Competitive Landscape
Competes with large-scale steel producers and emerging EV startups.
Competitive Moat
The company has a legacy 'pioneer' status in induction melting, but the negative 'Other Equity' of INR 580.67 Cr suggests a weak financial moat and high vulnerability to credit shocks.
Macro Economic Sensitivity
Highly sensitive to industrial CAPEX and steel cycles. The 12% revenue drop reflects broader cooling in heavy engineering demand.
Consumer Behavior
Shift toward electric two-wheelers is driving the 82.5% growth in the EV segment.
Geopolitical Risks
Operations in China via Jinhua Indus Enterprise Limited expose the company to trade policy shifts and geopolitical tensions between India and China.
Regulatory & Governance
Industry Regulations
Operations are subject to steel quality standards and EV FAME-II or similar subsidy regulations, though specific impacts are not quantified.
Taxation Policy Impact
The company recorded a deferred tax credit of INR 0.74 Cr in H1 FY26.
Legal Contingencies
The company successfully settled a major default with Rare Asset Reconstruction Limited (assignee of Dena Bank), paying a final interest settlement of INR 3.19 Cr in Q1 FY26.
Risk Analysis
Key Uncertainties
The most critical risk is the negative equity of INR 580.67 Cr, indicating the company is technically insolvent without continued support or massive profit turnaround.
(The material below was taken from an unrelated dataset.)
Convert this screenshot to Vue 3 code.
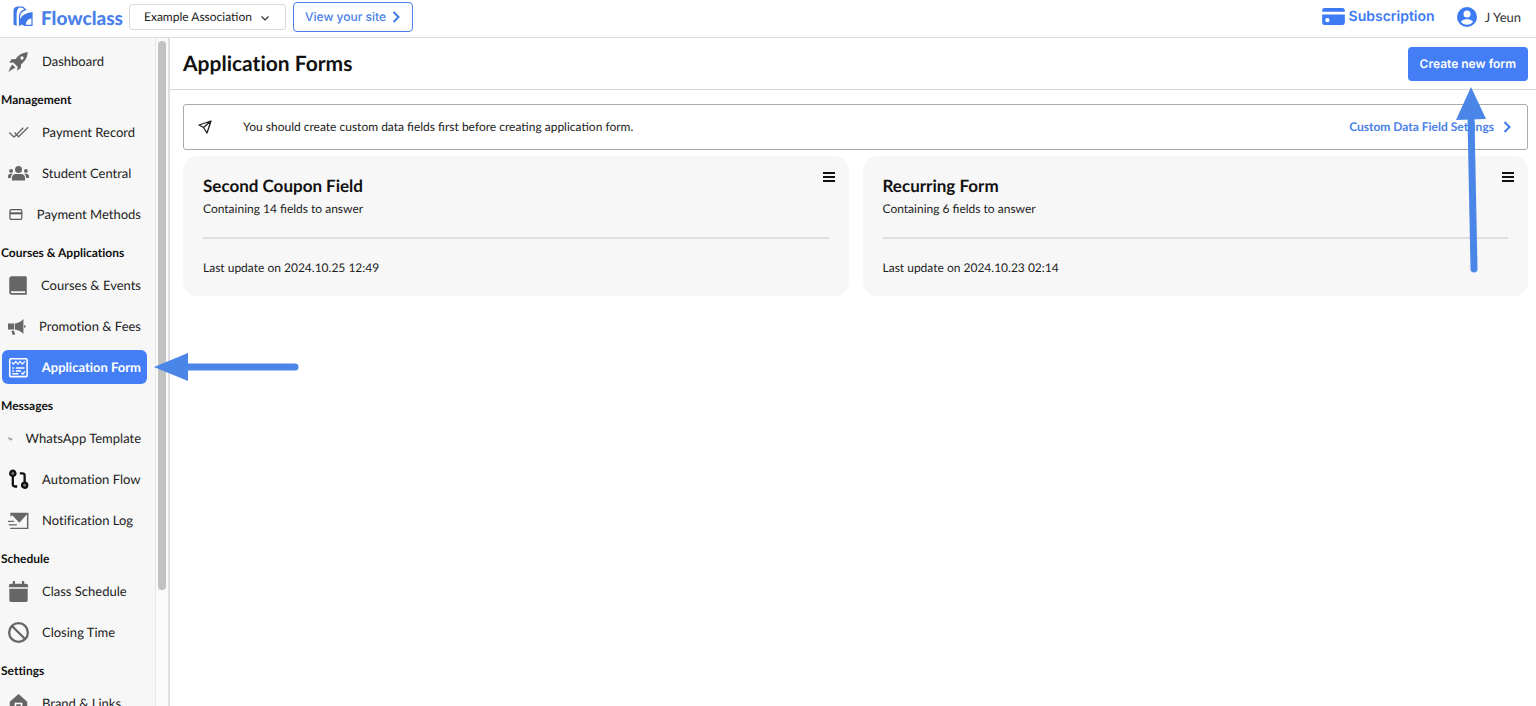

Geographic Concentration Risk
Significant operational link to China through a wholly-owned subsidiary.
Third Party Dependencies
High dependency on Asset Reconstruction Companies (ARCs) for debt restructuring and settlement terms.
Technology Obsolescence Risk
The Engineering division must constantly innovate in induction technology to compete with global players; PBIT in this segment fell 45.7% YoY.
Credit & Counterparty Risk
Trade receivables stand at INR 435.63 Cr. While they decreased by INR 59.46 Cr, they still represent a significant portion of current assets.